In yesterday’s Washington Post, I read the obituary of Junior Mance, a jazz pianist who died on January 17 at the age of 92. I’d never heard of Mance, but his obituary was interesting (as obituaries often are) and it occurred to me that I could sample some of his music. I searched for Junior Mance on Apple Music, found a collection of his work, and spent the morning listening to, and really enjoying his music.
This isn’t the first time an obituary has turned me on to something interesting. I’ve discovered and read books because of obituaries and gone down many a Google rabbit hole because of obituaries.
Something occurred to me later in the day when I was thinking about Mance’s music and how much I enjoyed it. Suppose it was 1977 instead of 2021 when I read this obituary and suppose Mance lived out his 92 years and was a jazz musician for seven decades, as I learned he was. Reading the obit, and the descriptions of Mance’s music made me wonder at what his music might be like, then seek it out to hear for myself.
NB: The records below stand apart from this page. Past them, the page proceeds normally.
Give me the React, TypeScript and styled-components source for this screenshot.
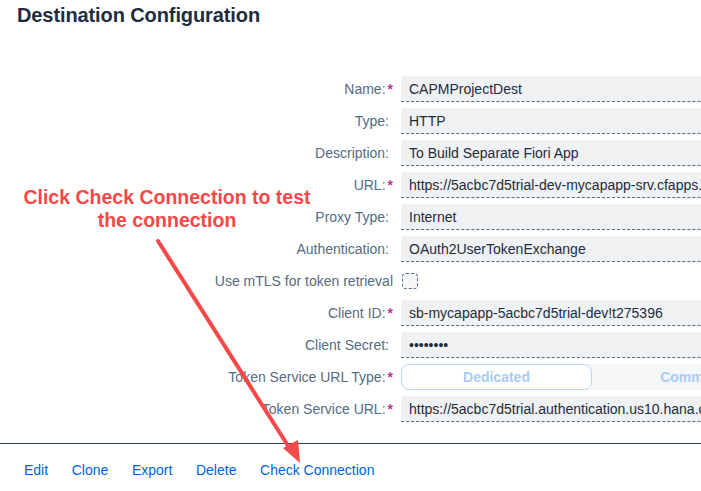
import React from "react";
import styled, { createGlobalStyle } from "styled-components";

const Global = createGlobalStyle`
  html, body { margin: 0; padding: 0; background: #ffffff; }
  body { font-family: "Liberation Sans", Arial, sans-serif; }
`;

const Page = styled.div`
  position: relative;
  width: 701px;
  height: 491px;
  overflow: hidden;
  background: #fff;
`;

const Title = styled.h1`
  margin: 0;
  padding: 4px 0 0 17px;
  height: 26px;
  font-size: 20px;
  font-weight: 700;
  line-height: 22px;
  letter-spacing: -0.1px;
  color: #1d2d3e;
`;

const Form = styled.div`
  display: grid;
  grid-template-columns: 393px 420px;
  column-gap: 8px;
  row-gap: 6px;
  margin-top: 46px;
`;

const Label = styled.div`
  display: flex;
  align-items: center;
  justify-content: flex-end;
  height: 26px;
  font-size: 14px;
  color: #556b82;
  white-space: nowrap;
`;

const Req = styled.span`
  color: #c0399f;
  font-weight: 700;
  margin-left: 2px;
`;

const Spacer = styled.span`
  display: inline-block;
  width: 4px;
`;

const Field = styled.div`
  box-sizing: border-box;
  height: 26px;
  display: flex;
  align-items: center;
  padding: 0 8px;
  background: #eff1f2;
  border-radius: 4px 4px 0 0;
  border-bottom: 1px dashed #556b82;
  font-size: 14px;
  color: #1d2d3e;
  white-space: nowrap;
  overflow: hidden;
`;

const CheckCell = styled.div`
  height: 26px;
  display: flex;
  align-items: center;
  padding-left: 1px;
`;

const Check = styled.div`
  box-sizing: border-box;
  width: 16px;
  height: 16px;
  border: 1px dashed #556b82;
  border-radius: 4px;
  background: #f5f6f7;
`;

const Segmented = styled.div`
  box-sizing: border-box;
  height: 26px;
  display: grid;
  grid-template-columns: 191px 197px;
  background: #f5f6f7;
  border-radius: 8px;
`;

const SegButton = styled.div<{ $selected?: boolean }>`
  box-sizing: border-box;
  display: flex;
  align-items: center;
  justify-content: center;
  height: 26px;
  font-size: 14px;
  font-weight: 700;
  color: #a9cbf1;
  background: ${(p) => (p.$selected ? "#ffffff" : "transparent")};
  border: 1px solid ${(p) => (p.$selected ? "#b9d6f5" : "transparent")};
  border-radius: 8px;
`;

const Divider = styled.div`
  margin-top: 21px;
  height: 1px;
  background: #2c3e50;
`;

const Footer = styled.div`
  display: flex;
  padding: 0 0 0 24px;
  height: 52px;
  align-items: center;
`;

const Link = styled.span`
  font-size: 14px;
  color: #0064d9;
  margin-right: 23.6px;
`;

const Callout = styled.div`
  position: absolute;
  left: 7px;
  top: 186px;
  width: 320px;
  text-align: center;
  font-size: 19.5px;
  font-weight: 700;
  line-height: 23px;
  color: #f54848;
`;

const Arrow = styled.svg`
  position: absolute;
  left: 0;
  top: 0;
  pointer-events: none;
`;

const rows: { label: string; req?: boolean; value?: string; kind?: "check" | "seg" }[] = [
  { label: "Name:", req: true, value: "CAPMProjectDest" },
  { label: "Type:", value: "HTTP" },
  { label: "Description:", value: "To Build Separate Fiori App" },
  { label: "URL:", req: true, value: "https://5acbc7d5trial-dev-mycapapp-srv.cfapps.us10-001.hana.ondemand.com" },
  { label: "Proxy Type:", value: "Internet" },
  { label: "Authentication:", value: "OAuth2UserTokenExchange" },
  { label: "Use mTLS for token retrieval", kind: "check" },
  { label: "Client ID:", req: true, value: "sb-mycapapp-5acbc7d5trial-dev!t275396" },
  { label: "Client Secret:", value: "••••••••" },
  { label: "Token Service URL Type:", req: true, kind: "seg" },
  { label: "Token Service URL:", req: true, value: "https://5acbc7d5trial.authentication.us10.hana.ondemand.com" },
];

export default function App() {
  return (
    <Page>
      <Global />
      <Title>Destination Configuration</Title>
      <Form>
        {rows.map((r) => (
          <React.Fragment key={r.label}>
            <Label>
              {r.label}
              {r.req && <Req>*</Req>}
              {!r.req && r.kind !== "check" && <Spacer />}
            </Label>
            {r.kind === "check" ? (
              <CheckCell>
                <Check />
              </CheckCell>
            ) : r.kind === "seg" ? (
              <Segmented>
                <SegButton $selected>Dedicated</SegButton>
                <SegButton>Common</SegButton>
              </Segmented>
            ) : (
              <Field>{r.value}</Field>
            )}
          </React.Fragment>
        ))}
      </Form>
      <Divider />
      <Footer>
        <Link>Edit</Link>
        <Link>Clone</Link>
        <Link>Export</Link>
        <Link>Delete</Link>
        <Link>Check Connection</Link>
      </Footer>
      <Callout>
        Click Check Connection to test
        <br />
        the connection
      </Callout>
      <Arrow width="701" height="491" viewBox="0 0 701 491">
        <line x1="158" y1="241" x2="292" y2="452" stroke="#f54848" strokeWidth="4" strokeLinecap="round" />
        <polygon points="300,463 283,448 298,440" fill="#f54848" />
      </Arrow>
    </Page>
  );
}
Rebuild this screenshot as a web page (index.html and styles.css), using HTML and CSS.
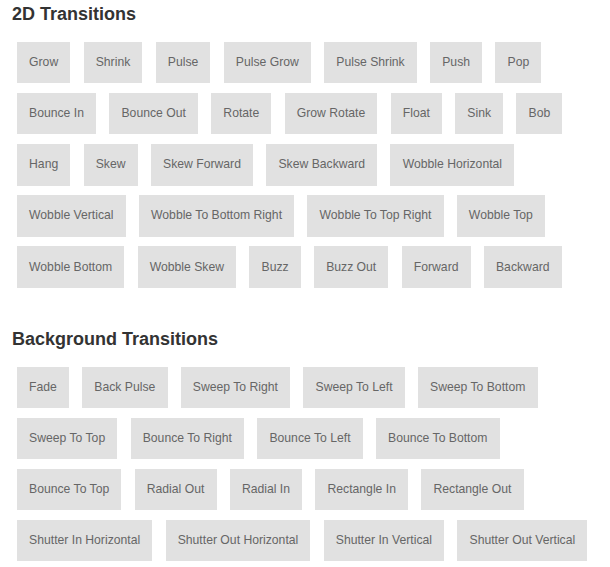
FILE: index.html
```html
<!DOCTYPE html>
<html>
<head>
<title>Hover Effects</title>
<link rel="stylesheet" href="styles.css">
</head>
<body>

<div class="effects">
<h2>2D Transitions</h2>
<a class="button" href="#">Grow</a>
<a class="button" href="#">Shrink</a>
<a class="button" href="#">Pulse</a>
<a class="button" href="#">Pulse Grow</a>
<a class="button" href="#">Pulse Shrink</a>
<a class="button" href="#">Push</a>
<a class="button" href="#">Pop</a>
<a class="button" href="#">Bounce In</a>
<a class="button" href="#">Bounce Out</a>
<a class="button" href="#">Rotate</a>
<a class="button" href="#">Grow Rotate</a>
<a class="button" href="#">Float</a>
<a class="button" href="#">Sink</a>
<a class="button" href="#">Bob</a>
<a class="button" href="#">Hang</a>
<a class="button" href="#">Skew</a>
<a class="button" href="#">Skew Forward</a>
<a class="button" href="#">Skew Backward</a>
<a class="button" href="#">Wobble Horizontal</a>
<a class="button" href="#">Wobble Vertical</a>
<a class="button" href="#">Wobble To Bottom Right</a>
<a class="button" href="#">Wobble To Top Right</a>
<a class="button" href="#">Wobble Top</a>
<a class="button" href="#">Wobble Bottom</a>
<a class="button" href="#">Wobble Skew</a>
<a class="button" href="#">Buzz</a>
<a class="button" href="#">Buzz Out</a>
<a class="button" href="#">Forward</a>
<a class="button" href="#">Backward</a>
</div>

<div class="effects">
<h2>Background Transitions</h2>
<a class="button" href="#">Fade</a>
<a class="button" href="#">Back Pulse</a>
<a class="button" href="#">Sweep To Right</a>
<a class="button" href="#">Sweep To Left</a>
<a class="button" href="#">Sweep To Bottom</a>
<a class="button" href="#">Sweep To Top</a>
<a class="button" href="#">Bounce To Right</a>
<a class="button" href="#">Bounce To Left</a>
<a class="button" href="#">Bounce To Bottom</a>
<a class="button" href="#">Bounce To Top</a>
<a class="button" href="#">Radial Out</a>
<a class="button" href="#">Radial In</a>
<a class="button" href="#">Rectangle In</a>
<a class="button" href="#">Rectangle Out</a>
<a class="button" href="#">Shutter In Horizontal</a>
<a class="button" href="#">Shutter Out Horizontal</a>
<a class="button" href="#">Shutter In Vertical</a>
<a class="button" href="#">Shutter Out Vertical</a>
</div>

</body>
</html>
```
FILE: styles.css
```css
body{
margin:0;
padding:0 12px;
background-color:white;
font-family:"Liberation Sans", Arial, sans-serif;
font-size:12.2px;
line-height:17px;
color:#666;
}

h2{
font-size:18px;
line-height:20px;
font-weight:bold;
color:#333;
margin:4px 0 13px 0;
}

.effects{
margin-bottom:36px;
}

.button{
display:inline-block;
vertical-align:middle;
margin:.4em;
padding:1em;
background:#e1e1e1;
color:#666;
text-decoration:none;
}
```
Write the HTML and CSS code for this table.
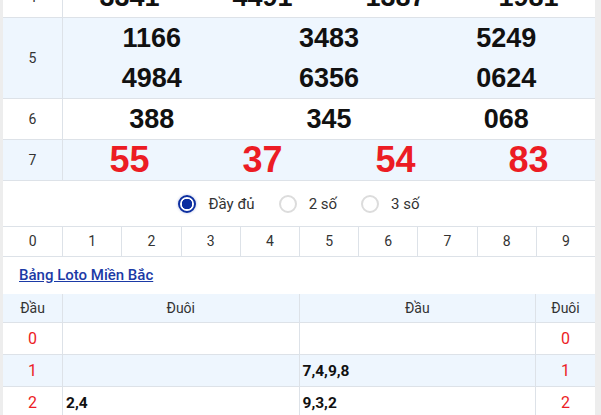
FILE: index.html
```html
<!DOCTYPE html>
<html lang="vi">
<head>
  <meta charset="UTF-8" />
  <meta name="viewport" content="width=device-width, initial-scale=1.0"/>
  <title>Kết quả xổ số Miền Bắc</title>
  <link rel="stylesheet" href="styles.css">
</head>
<body>
  <div class="box">
    <table class="kq">
      <tr>
        <td class="giai">4</td>
        <td><div class="so so4"><span>3341</span><span>4491</span><span>1387</span><span>1981</span></div></td>
      </tr>
      <tr class="alt">
        <td class="giai">5</td>
        <td><div class="so so3"><span>1166</span><span>3483</span><span>5249</span><span>4984</span><span>6356</span><span>0624</span></div></td>
      </tr>
      <tr>
        <td class="giai">6</td>
        <td><div class="so so3"><span>388</span><span>345</span><span>068</span></div></td>
      </tr>
      <tr class="alt">
        <td class="giai">7</td>
        <td><div class="so so4 red"><span>55</span><span>37</span><span>54</span><span>83</span></div></td>
      </tr>
    </table>

    <div class="options">
      <label><input type="radio" name="kieu" checked> Đầy đủ</label>
      <label><input type="radio" name="kieu"> 2 số</label>
      <label><input type="radio" name="kieu"> 3 số</label>
    </div>

    <div class="digits">
      <span>0</span><span>1</span><span>2</span><span>3</span><span>4</span>
      <span>5</span><span>6</span><span>7</span><span>8</span><span>9</span>
    </div>

    <div class="title"><a href="#">Bảng Loto Miền Bắc</a></div>

    <table class="loto">
      <tr class="alt">
        <th class="dau">Đầu</th>
        <th>Đuôi</th>
        <th>Đầu</th>
        <th class="dau">Đuôi</th>
      </tr>
      <tr>
        <td class="num">0</td>
        <td></td>
        <td></td>
        <td class="num">0</td>
      </tr>
      <tr class="alt">
        <td class="num">1</td>
        <td></td>
        <td class="val">7,4,9,8</td>
        <td class="num">1</td>
      </tr>
      <tr>
        <td class="num">2</td>
        <td class="val">2,4</td>
        <td class="val">9,3,2</td>
        <td class="num">2</td>
      </tr>
    </table>
  </div>
</body>
</html>
```

FILE: styles.css
```css
body {
  margin: 0;
  background: #ededed;
  font-family: Roboto, "Liberation Sans", sans-serif;
  color: #333;
  font-size: 14px;
}

.box {
  width: 592px;
  margin: -23px 0 0 3px;
  background: #fff;
}

table {
  width: 100%;
  border-collapse: collapse;
  table-layout: fixed;
}

td, th {
  border: 1px solid #dde2e8;
  padding: 0;
}

tr:first-child td, tr:first-child th {
  border-top: none;
}

td:first-child, th:first-child {
  border-left: none;
}

td:last-child, th:last-child {
  border-right: none;
}

.alt {
  background: #eef6fe;
}

.giai {
  width: 59px;
  text-align: center;
  font-size: 14px;
}

.so {
  display: grid;
  font-family: "Liberation Sans", Arial, sans-serif;
  font-weight: bold;
  font-size: 27px;
  line-height: 40px;
  color: #111;
  text-align: center;
}

.so3 {
  grid-template-columns: repeat(3, 1fr);
}

.so4 {
  grid-template-columns: repeat(4, 1fr);
}

.red {
  color: #ec1c24;
  font-size: 36px;
}

.options {
  display: flex;
  justify-content: center;
  align-items: center;
  gap: 24px;
  height: 45px;
  font-size: 15px;
}

.options label {
  display: flex;
  align-items: center;
  gap: 12px;
  color: #333;
}

.options input {
  appearance: none;
  margin: 0;
  width: 18px;
  height: 18px;
  border: 2px solid #dcdcdc;
  border-radius: 50%;
  background: #fff;
}

.options input:checked {
  border-color: #0d2fa0;
  box-shadow: 0 0 3px rgba(13, 47, 160, 0.3);
  background: radial-gradient(circle, #0d2fa0 0 5px, #fff 5.5px);
}

.digits {
  display: grid;
  grid-template-columns: repeat(10, 1fr);
  border-top: 1px solid #dde2e8;
  border-bottom: 1px solid #dde2e8;
}

.digits span {
  text-align: center;
  line-height: 29px;
  border-left: 1px solid #dde2e8;
}

.digits span:first-child {
  border-left: none;
}

.title {
  padding: 0 16px;
  line-height: 37px;
}

.title a {
  color: #1b3aa6;
  font-size: 15px;
  font-weight: 500;
}

.loto th {
  font-weight: normal;
  height: 28px;
}

.loto .dau {
  width: 59px;
}

.loto td {
  height: 31px;
}

.loto .num {
  text-align: center;
  color: #ec1c24;
  font-size: 16px;
}

.loto .val {
  font-weight: bold;
  font-size: 15.5px;
  padding-left: 3px;
  color: #111;
}
```
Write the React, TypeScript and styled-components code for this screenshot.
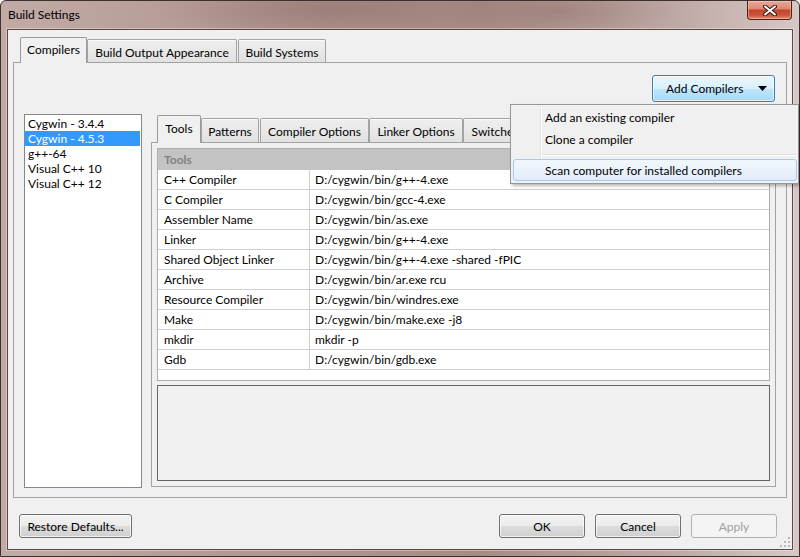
import React from "react";
import styled, { createGlobalStyle, css } from "styled-components";

const FONT = `"Segoe UI", Lato, "Noto Sans", sans-serif`;

const GlobalStyle = createGlobalStyle`
  html, body { margin: 0; padding: 0; background: #ffffff; }
  body { font-family: ${FONT}; font-size: 12px; color: #000; }
  * { box-sizing: border-box; }
`;

const Window = styled.div`
  position: relative;
  width: 800px;
  height: 557px;
  display: flex;
  flex-direction: column;
  border: 1px solid #3d302e;
  border-radius: 6px 6px 0 0;
  background:
    radial-gradient(ellipse 180px 30px at 330px 8px, rgba(120, 90, 85, 0.35), transparent),
    radial-gradient(ellipse 120px 25px at 560px 10px, rgba(120, 90, 85, 0.3), transparent),
    linear-gradient(90deg, #c2aba6 0%, #b39792 30%, #a98b85 60%, #bfa9a5 85%, #d7c8c5 100%);
`;

const TitleBar = styled.div`
  height: 28px;
  display: flex;
  align-items: flex-start;
  justify-content: space-between;
  padding: 0 7px 0 7px;
`;

const Title = styled.div`
  line-height: 28px;
  font-size: 12px;
  color: #000;
`;

const CloseButton = styled.div`
  width: 45px;
  height: 19px;
  border: 1px solid #4f1f16;
  border-top: none;
  border-radius: 0 0 4px 4px;
  background: linear-gradient(#e9a898 0%, #dd8a74 42%, #c4452b 52%, #c9553b 78%, #e28a70 100%);
  box-shadow: inset 0 0 0 1px rgba(255, 220, 210, 0.45);
  display: flex;
  align-items: center;
  justify-content: center;
`;

const Client = styled.div`
  position: relative;
  flex: 1;
  margin: 0 6px 6px 6px;
  border: 1px solid #5a4845;
  box-shadow: 0 0 0 1px rgba(255, 255, 255, 0.35);
  background: #f0f0f0;
  display: flex;
  flex-direction: column;
  padding: 7px 5px 11px 5px;
`;

const TabWidget = styled.div`
  flex: 1;
  display: flex;
  flex-direction: column;
  min-height: 0;
`;

const TabBar = styled.div<{ $h: number; $pad: number }>`
  display: flex;
  align-items: flex-end;
  height: ${(p) => p.$h}px;
  margin-bottom: -1px;
  padding-left: ${(p) => p.$pad}px;
  position: relative;
  z-index: 2;
`;

const Tab = styled.div<{ $selected?: boolean; $w: number; $gap?: number; $h: number }>`
  width: ${(p) => p.$w}px;
  margin-right: ${(p) => p.$gap ?? 0}px;
  height: ${(p) => p.$h}px;
  border: 1px solid #a3a3a3;
  border-bottom: none;
  border-radius: 2px 2px 0 0;
  display: flex;
  justify-content: center;
  align-items: center;
  white-space: nowrap;
  overflow: hidden;
  flex-shrink: 0;
  ${(p) =>
    p.$selected
      ? css`
          background: #f0f0f0;
          border-color: #9a9a9a;
          padding-bottom: 2px;
        `
      : css`
          background: linear-gradient(#efefef, #e1e1e1);
          box-shadow: inset 0 1px 0 #fafafa;
          margin-bottom: 1px;
          padding-top: 2px;
        `}
`;

const Pane = styled.div`
  flex: 1;
  border: 1px solid #a3a3a3;
  background: #f0f0f0;
  display: flex;
  flex-direction: column;
  padding: 12px 10px 9px 10px;
  min-height: 0;
`;

const TopRow = styled.div`
  display: flex;
  justify-content: flex-end;
  padding-right: 1px;
`;

const DropButton = styled.div`
  width: 123px;
  height: 27px;
  border: 1px solid #3c7fb1;
  border-radius: 3px;
  background: linear-gradient(#eaf6fd 0%, #d9f0fc 50%, #bee6fd 51%, #a7d9f5 100%);
  box-shadow: inset 0 0 0 1px rgba(255, 255, 255, 0.6);
  display: flex;
  align-items: center;
  padding-left: 13px;
  gap: 15px;
`;

const MainRow = styled.div`
  flex: 1;
  display: flex;
  gap: 9px;
  margin-top: 12px;
  min-height: 0;
`;

const CompilerList = styled.div`
  width: 118px;
  border: 1px solid #828790;
  background: #fff;
  padding: 1px 1px 1px 0;
  display: flex;
  flex-direction: column;
`;

const ListItem = styled.div<{ $selected?: boolean }>`
  height: 15px;
  line-height: 15px;
  padding-left: 3px;
  white-space: nowrap;
  ${(p) =>
    p.$selected &&
    css`
      background: #3399ff;
      color: #fff;
    `}
`;

const InnerTabs = styled.div`
  flex: 1;
  display: flex;
  flex-direction: column;
  margin-top: 1px;
  margin-bottom: 1px;
  min-width: 0;
`;

const InnerPane = styled.div`
  flex: 1;
  border: 1px solid #a3a3a3;
  background: #f0f0f0;
  padding: 5px;
  display: flex;
  flex-direction: column;
  gap: 4px;
`;

const Table = styled.div`
  height: 233px;
  border: 1px solid #abadb3;
  background: #fff;
  display: flex;
  flex-direction: column;
`;

const HeaderRow = styled.div`
  height: 21px;
  background: #c3c3c3;
  color: #808080;
  font-weight: bold;
  display: flex;
  align-items: center;
  padding-left: 6px;
`;

const Row = styled.div`
  height: 20px;
  display: flex;
  border-bottom: 1px solid #cfcfcf;
`;

const Cell = styled.div<{ $first?: boolean }>`
  display: flex;
  align-items: center;
  white-space: nowrap;
  ${(p) =>
    p.$first
      ? css`
          width: 152px;
          padding-left: 6px;
          border-right: 1px solid #cfcfcf;
        `
      : css`
          flex: 1;
          padding-left: 5px;
        `}
`;

const Details = styled.div`
  flex: 1;
  border: 1px solid #646464;
  background: #f0f0f0;
`;

const ButtonRow = styled.div`
  display: flex;
  align-items: center;
  margin-top: 16px;
  height: 24px;
  padding: 0 10px 0 6px;
  gap: 10px;
`;

const Spacer = styled.div`
  flex: 1;
`;

const PushButton = styled.div<{ $w: number; $disabled?: boolean }>`
  width: ${(p) => p.$w}px;
  height: 24px;
  border-radius: 3px;
  display: flex;
  align-items: center;
  justify-content: center;
  white-space: nowrap;
  ${(p) =>
    p.$disabled
      ? css`
          border: 1px solid #adb2b5;
          background: #f4f4f4;
          color: #a0a0a0;
        `
      : css`
          border: 1px solid #707070;
          background: linear-gradient(#f2f2f2 0%, #ebebeb 50%, #dddddd 51%, #cfcfcf 100%);
          box-shadow: inset 0 0 0 1px rgba(255, 255, 255, 0.7);
          color: #000;
        `}
`;

const Grip = styled.svg`
  position: absolute;
  right: 2px;
  bottom: 2px;
`;

const Menu = styled.div`
  position: absolute;
  left: 509px;
  top: 103px;
  width: 289px;
  background: #f0f0f0;
  border: 1px solid #979797;
  box-shadow: 2px 2px 3px rgba(0, 0, 0, 0.28);
  padding: 1px 1px 2px 2px;
  display: flex;
  flex-direction: column;
  z-index: 10;
  &::before {
    content: "";
    position: absolute;
    left: 29px;
    top: 1px;
    bottom: 1px;
    width: 2px;
    background: linear-gradient(90deg, #e2e3e3 50%, #ffffff 50%);
  }
`;

const MenuItem = styled.div<{ $active?: boolean }>`
  position: relative;
  height: 22px;
  padding-left: 31px;
  border: 1px solid transparent;
  border-radius: 3px;
  display: flex;
  align-items: center;
  white-space: nowrap;
  z-index: 1;
  ${(p) =>
    p.$active &&
    css`
      border-color: #a8caf0;
      background: linear-gradient(#f2f7fd, #e2ecf9);
    `}
`;

const MenuSeparator = styled.div`
  height: 9px;
  margin-left: 28px;
  display: flex;
  align-items: center;
  &::after {
    content: "";
    flex: 1;
    height: 2px;
    background: linear-gradient(#e0e0e0 50%, #ffffff 50%);
  }
`;

const compilers = ["Cygwin - 3.4.4", "Cygwin - 4.5.3", "g++-64", "Visual C++ 10", "Visual C++ 12"];

const rows: [string, string][] = [
  ["C++ Compiler", "D:/cygwin/bin/g++-4.exe"],
  ["C Compiler", "D:/cygwin/bin/gcc-4.exe"],
  ["Assembler Name", "D:/cygwin/bin/as.exe"],
  ["Linker", "D:/cygwin/bin/g++-4.exe"],
  ["Shared Object Linker", "D:/cygwin/bin/g++-4.exe -shared -fPIC"],
  ["Archive", "D:/cygwin/bin/ar.exe rcu"],
  ["Resource Compiler", "D:/cygwin/bin/windres.exe"],
  ["Make", "D:/cygwin/bin/make.exe -j8"],
  ["mkdir", "mkdir -p"],
  ["Gdb", "D:/cygwin/bin/gdb.exe"],
];

const outerTabs = [
  { label: "Compilers", w: 67, gap: 0, sel: true },
  { label: "Build Output Appearance", w: 150, gap: 1 },
  { label: "Build Systems", w: 88, gap: 0 },
];

const innerTabs = [
  { label: "Tools", w: 44, gap: 0, sel: true },
  { label: "Patterns", w: 58, gap: 1 },
  { label: "Compiler Options", w: 109, gap: 0 },
  { label: "Linker Options", w: 94, gap: 0 },
  { label: "Switches", w: 64, gap: 0 },
];

export default function App() {
  return (
    <>
      <GlobalStyle />
      <Window>
        <TitleBar>
          <Title>Build Settings</Title>
          <CloseButton>
            <svg width="14" height="11" viewBox="0 0 14 11">
              <path d="M2 1.5 L12 9.5 M12 1.5 L2 9.5" stroke="#3b1a12" strokeWidth="4" strokeLinecap="round" />
              <path d="M2 1.5 L12 9.5 M12 1.5 L2 9.5" stroke="#ffffff" strokeWidth="2" strokeLinecap="round" />
            </svg>
          </CloseButton>
        </TitleBar>
        <Client>
          <TabWidget>
            <TabBar $h={26} $pad={7}>
              {outerTabs.map((t) => (
                <Tab key={t.label} $selected={t.sel} $w={t.w} $gap={t.gap} $h={t.sel ? 26 : 23}>
                  {t.label}
                </Tab>
              ))}
            </TabBar>
            <Pane>
              <TopRow>
                <DropButton>
                  <span>Add Compilers</span>
                  <svg width="9" height="5" viewBox="0 0 9 5">
                    <path d="M0 0 H9 L4.5 5 Z" fill="#000" />
                  </svg>
                </DropButton>
              </TopRow>
              <MainRow>
                <CompilerList>
                  {compilers.map((c, i) => (
                    <ListItem key={c} $selected={i === 1}>
                      {c}
                    </ListItem>
                  ))}
                </CompilerList>
                <InnerTabs>
                  <TabBar $h={28} $pad={6}>
                    {innerTabs.map((t) => (
                      <Tab key={t.label} $selected={t.sel} $w={t.w} $gap={t.gap} $h={t.sel ? 28 : 24}>
                        {t.label}
                      </Tab>
                    ))}
                  </TabBar>
                  <InnerPane>
                    <Table>
                      <HeaderRow>Tools</HeaderRow>
                      {rows.map(([k, v]) => (
                        <Row key={k}>
                          <Cell $first>{k}</Cell>
                          <Cell>{v}</Cell>
                        </Row>
                      ))}
                    </Table>
                    <Details />
                  </InnerPane>
                </InnerTabs>
              </MainRow>
            </Pane>
          </TabWidget>
          <ButtonRow>
            <PushButton $w={113}>Restore Defaults...</PushButton>
            <Spacer />
            <PushButton $w={86}>OK</PushButton>
            <PushButton $w={86}>Cancel</PushButton>
            <PushButton $w={86} $disabled>
              Apply
            </PushButton>
          </ButtonRow>
          <Grip width="10" height="10" viewBox="0 0 10 10">
            {[
              [8, 0],
              [8, 4],
              [4, 4],
              [8, 8],
              [4, 8],
              [0, 8],
            ].map(([x, y]) => (
              <rect key={`${x}-${y}`} x={x} y={y} width="2" height="2" fill="#b8b8b8" />
            ))}
          </Grip>
        </Client>
        <Menu>
          <MenuItem>Add an existing compiler</MenuItem>
          <MenuItem>Clone a compiler</MenuItem>
          <MenuSeparator />
          <MenuItem $active>Scan computer for installed compilers</MenuItem>
        </Menu>
      </Window>
    </>
  );
}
It was a cold, gloomy, and damp all day long, and with ice clinging to the cars throughout the day. Would I, on a similar day in 1977, trudge out in the cold, icy rain, to a nearby record store in the hopes of finding one of his records so that I could bring it home and listen to it?
Media of all kinds is so ubiquitously today, available at a click, that I sometimes forget things weren’t always this way. This is both a blessing and a curse. It is convenient and enlightening to read about a musician and be able to hear what you were reading about seconds later. I take it for granted that when I come across an interesting book in the New York Times Review of Books that I can have said book in my hands in mere seconds. To this end, my patience for delay, is extremely limited. In 1977 I don’t think this would be the case. I would likely have scratched down Junior Mance’s name in a notebook, on a list somewhere, so that I could investigate further at some later date. I would have thought nothing of the delay because it wasn’t really a delay the way I think of it today. A passage I read in another article yesterday, “Making the Nation” by Glenn Adamson in Smithsonian summarizes this well:
Yes, we seem to live our lives on permanent fast forward these days, with boundless opportunities for immediate gratification and distraction. Information and resources are more accessible than ever before.
Then there’s the curse of instantaneous gratification: how it can interrupt the flow of a narrative. If I am watching a movie and am curious about an actor, I will pull out my phone and look them up. I will either pause the movie or stop paying attention while doing my search. Either way, I break the spell of the narrative. This happens when reading a book, or article. Often something I read leads to me look up more while I’m still reading about it. I pause reading to do this and break the flow of that narrative. This happens during conversation, when debating a point. Someone (sometimes me) inevitably pulls out a phone to Google the point in question. The flow of the conversation is thus disturbed.
The result is that I virtually never make it through a movie, TV show, chapter, or article without some kind of interruption. My need-to-know, and to know now (because I can) overrides my desire for that uninterrupted flow of the narrative. I wish it wasn’t this way, and part of me wishes that I could unlearn this behavior and go back to a less interrupt-driven lifestyle.
There is a tenuous balance that slightly favors my ability to get information quickly, and the Junior Mance obituary illustrates why. If I did not have instant access to Mance’s music, I probably wouldn’t have pursued it, and I would have missed out on something special. Interruptions, and the breaks in the narrative flow they cause is the curse of instantaneous gratification.